>> begin

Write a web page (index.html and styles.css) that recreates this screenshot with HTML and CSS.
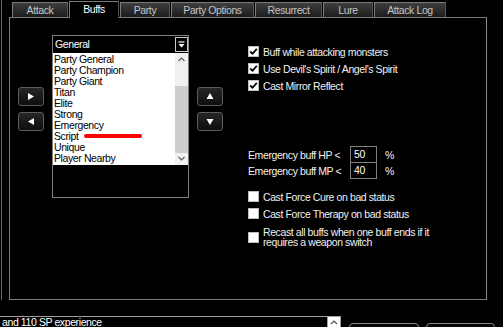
FILE: index.html
```html
<!DOCTYPE html>
<html>
<head>
<meta charset="utf-8">
<link rel="stylesheet" href="styles.css">
</head>
<body>
<div class="screen">
  <div class="outer">
    <div class="tabs">
      <div class="tab w-attack">Attack</div>
      <div class="tab sel w-buffs">Buffs</div>
      <div class="tab w-party">Party</div>
      <div class="tab w-popts">Party Options</div>
      <div class="tab w-res">Resurrect</div>
      <div class="tab w-lure">Lure</div>
      <div class="tab w-log">Attack Log</div>
    </div>
    <div class="panel">
      <div class="btncol">
        <div class="abtn"><svg width="26" height="19" viewBox="0 0 26 19"><path d="M10 6 L16 9.5 L10 13 Z" fill="#fff"/></svg></div>
        <div class="abtn"><svg width="26" height="19" viewBox="0 0 26 19"><path d="M16 6 L10 9.5 L16 13 Z" fill="#fff"/></svg></div>
      </div>
      <div class="combo">
        <div class="combo-head">
          <span class="combo-text">General</span>
          <span class="ddbtn"><svg width="11" height="13" viewBox="0 0 11 13"><path d="M2.5 4 H8.5" stroke="#fff" stroke-width="1.2"/><path d="M2.5 6 H8.5 L5.5 9.5 Z" fill="#fff"/></svg></span>
        </div>
        <div class="droplist">
          <ul class="items">
            <li>Party General</li>
            <li>Party Champion</li>
            <li>Party Giant</li>
            <li>Titan</li>
            <li>Elite</li>
            <li>Strong</li>
            <li>Emergency</li>
            <li>Script<span class="redmark"></span></li>
            <li>Unique</li>
            <li>Player Nearby</li>
          </ul>
          <div class="vscroll">
            <div class="sb-up"><svg width="13" height="13" viewBox="0 0 13 13"><path d="M3.5 8 L6.5 5 L9.5 8" fill="none" stroke="#606060" stroke-width="1.2"/></svg></div>
            <div class="sb-track"><div class="sb-thumb"></div></div>
            <div class="sb-down"><svg width="13" height="11" viewBox="0 0 13 11"><path d="M3.5 3 L6.5 6 L9.5 3" fill="none" stroke="#606060" stroke-width="1.2"/></svg></div>
          </div>
        </div>
      </div>
      <div class="btncol btncol-r">
        <div class="abtn"><svg width="26" height="19" viewBox="0 0 26 19"><path d="M13 6 L16.5 12 L9.5 12 Z" fill="#fff"/></svg></div>
        <div class="abtn"><svg width="26" height="19" viewBox="0 0 26 19"><path d="M9.5 7 L16.5 7 L13 13 Z" fill="#fff"/></svg></div>
      </div>
      <div class="opts">
        <div class="chk-row"><span class="cb"><svg width="9" height="9" viewBox="0 0 9 9"><path d="M1.2 4.5 L3.5 6.8 L7.8 1.8" fill="none" stroke="#000" stroke-width="1.8"/></svg></span><span>Buff while attacking monsters</span></div>
        <div class="chk-row"><span class="cb"><svg width="9" height="9" viewBox="0 0 9 9"><path d="M1.2 4.5 L3.5 6.8 L7.8 1.8" fill="none" stroke="#000" stroke-width="1.8"/></svg></span><span>Use Devil's Spirit / Angel's Spirit</span></div>
        <div class="chk-row"><span class="cb"><svg width="9" height="9" viewBox="0 0 9 9"><path d="M1.2 4.5 L3.5 6.8 L7.8 1.8" fill="none" stroke="#000" stroke-width="1.8"/></svg></span><span>Cast Mirror Reflect</span></div>

        <div class="em-block">
          <div class="em-row"><span class="em-label">Emergency buff HP &lt;</span><span class="em-input">50</span><span class="em-pct">%</span></div>
          <div class="em-row em-row2"><span class="em-label">Emergency buff MP &lt;</span><span class="em-input">40</span><span class="em-pct">%</span></div>
        </div>

        <div class="chk-row chk-gap"><span class="cb"></span><span>Cast Force Cure on bad status</span></div>
        <div class="chk-row"><span class="cb"></span><span>Cast Force Therapy on bad status</span></div>
        <div class="chk-row chk-multi"><span class="cb"></span><span>Recast all buffs when one buff ends if it<br>requires a weapon switch</span></div>
      </div>
    </div>
  </div>
  <div class="bottom">
    <div class="logbox">and 110 SP experience</div>
    <div class="sbup"><svg width="12" height="10" viewBox="0 0 12 10"><path d="M3 7 L6 4 L9 7" fill="none" stroke="#505050" stroke-width="1.2"/></svg></div>
    <div class="bbtn"></div>
    <div class="bbtn bbtn2"></div>
  </div>
</div>
</body>
</html>
```

FILE: styles.css
```css
* { box-sizing: border-box; }
html, body { margin: 0; padding: 0; background: #000; }
body {
  font-family: "Liberation Sans", Arial, sans-serif;
  font-size: 10.5px;
  letter-spacing: -0.4px;
  color: #f2f2f2;
}
.screen {
  width: 503px;
  height: 327px;
  overflow: hidden;
  background: #000;
}
.outer {
  margin-left: 1px;
  border-left: 1px solid #6a6a6a;
  padding-left: 7px;
  height: 300px;
}
.tabs {
  display: flex;
  align-items: flex-end;
  height: 17px;
  padding-left: 3px;
  gap: 1px;
}
.tab {
  height: 15px;
  border: 1px solid #7a7a7a;
  border-bottom: none;
  border-right-color: #555;
  background: linear-gradient(#3e3e3e, #1c1c1c);
  color: #c4c4c4;
  text-align: center;
  line-height: 14px;
  font-size: 10.5px;
}
.tab.sel {
  height: 17px;
  margin-bottom: -1px;
  position: relative;
  z-index: 1;
  background: #000;
  color: #fff;
  line-height: 15px;
}
.w-attack { width: 56px; }
.w-buffs { width: 50px; }
.w-party { width: 50px; }
.w-popts { width: 83px; }
.w-res { width: 67px; }
.w-lure { width: 50px; }
.w-log { width: 72px; }

.panel {
  width: 478px;
  height: 283px;
  border: 1px solid #7a7a7a;
  border-right-color: #8a8a8a;
  padding: 17px 0 0 8px;
  display: flex;
  align-items: flex-start;
}
.btncol {
  margin-top: 52px;
  width: 26px;
  display: flex;
  flex-direction: column;
  gap: 6px;
}
.btncol-r { margin-left: 8px; }
.abtn {
  width: 26px;
  height: 19px;
  border: 1px solid #5c5c5c;
  border-radius: 3px;
  background: linear-gradient(#262626, #0e0e0e);
  display: flex;
  align-items: center;
  justify-content: center;
}
.abtn svg { display: block; margin: -1px; }

.combo {
  position: relative;
  margin-left: 8px;
  width: 137px;
  height: 163px;
  border: 1px solid #808080;
}
.combo-head {
  height: 17px;
  display: flex;
  align-items: flex-start;
  justify-content: space-between;
}
.combo-text {
  padding-left: 2px;
  line-height: 17px;
  color: #fff;
}
.ddbtn {
  margin-top: 1px;
  width: 13px;
  height: 15px;
  border: 1px solid #c8c8c8;
  background: #000;
  display: flex;
  align-items: center;
  justify-content: center;
}
.ddbtn svg { display: block; }

.droplist {
  position: absolute;
  top: 17px;
  left: -1px;
  width: 137px;
  height: 112px;
  background: #fff;
  border-left: 1px solid #808080;
  border-right: 1px solid #808080;
  display: flex;
  z-index: 2;
}
.items {
  list-style: none;
  margin: 0;
  padding: 1px 0 0 1px;
  flex: 1;
  color: #000;
  line-height: 11px;
}
.items li { white-space: nowrap; height: 11px; }
.redmark {
  display: inline-block;
  width: 58px;
  height: 4px;
  margin-left: 6px;
  background: #ff0000;
  border-radius: 2px;
  vertical-align: 2px;
}
.vscroll {
  width: 13px;
  display: flex;
  flex-direction: column;
  background: #f0f0f0;
}
.sb-up { height: 13px; }
.sb-up svg, .sb-down svg { display: block; }
.sb-track { flex: 1; }
.sb-thumb {
  margin-top: 20px;
  height: 67px;
  background: #cdcdcd;
}
.sb-down { height: 11px; }

.opts {
  margin-left: 25px;
  margin-top: 8px;
  display: flex;
  flex-direction: column;
  color: #f0f0f0;
}
.chk-row {
  height: 17px;
  display: flex;
  align-items: center;
  gap: 4px;
  white-space: nowrap;
}
.cb {
  width: 11px;
  height: 11px;
  flex: none;
  background: #fff;
  border: 1px solid #bdbdbd;
  display: flex;
  align-items: center;
  justify-content: center;
}
.cb svg { display: block; }
.em-block { margin-top: 52px; }
.em-row {
  height: 17px;
  display: flex;
  align-items: center;
}
.em-row2 { margin-top: -1px; }
.em-label { width: 102px; }
.em-input {
  width: 27px;
  height: 17px;
  border: 1px solid #808080;
  padding-left: 3px;
  line-height: 15px;
  color: #fff;
}
.em-pct { margin-left: 8px; }
.chk-gap { margin-top: 9px; }
.chk-multi {
  margin-top: 4px;
  height: 22px;
  line-height: 10.5px;
}

.bottom {
  margin-top: 16px;
  display: flex;
  align-items: flex-start;
}
.logbox {
  width: 327px;
  height: 11px;
  border-top: 1px solid #a0a0a0;
  padding-left: 2px;
  line-height: 11px;
  color: #fff;
  white-space: nowrap;
}
.sbup {
  width: 14px;
  height: 11px;
  background: #fff;
  border: 1px solid #a0a0a0;
  border-bottom: none;
}
.sbup svg { display: block; }
.bbtn {
  margin-left: 8px;
  margin-top: 7px;
  width: 70px;
  height: 20px;
  border: 1px solid #8a8a8a;
  border-radius: 4px;
  background: #050505;
}
.bbtn2 { margin-left: 7px; width: 69px; }
```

>> end

■ **Written exercise**
Determine the number of lines in the data that contain "index" as a word or string, and state only that number.

■ **Full answer**
4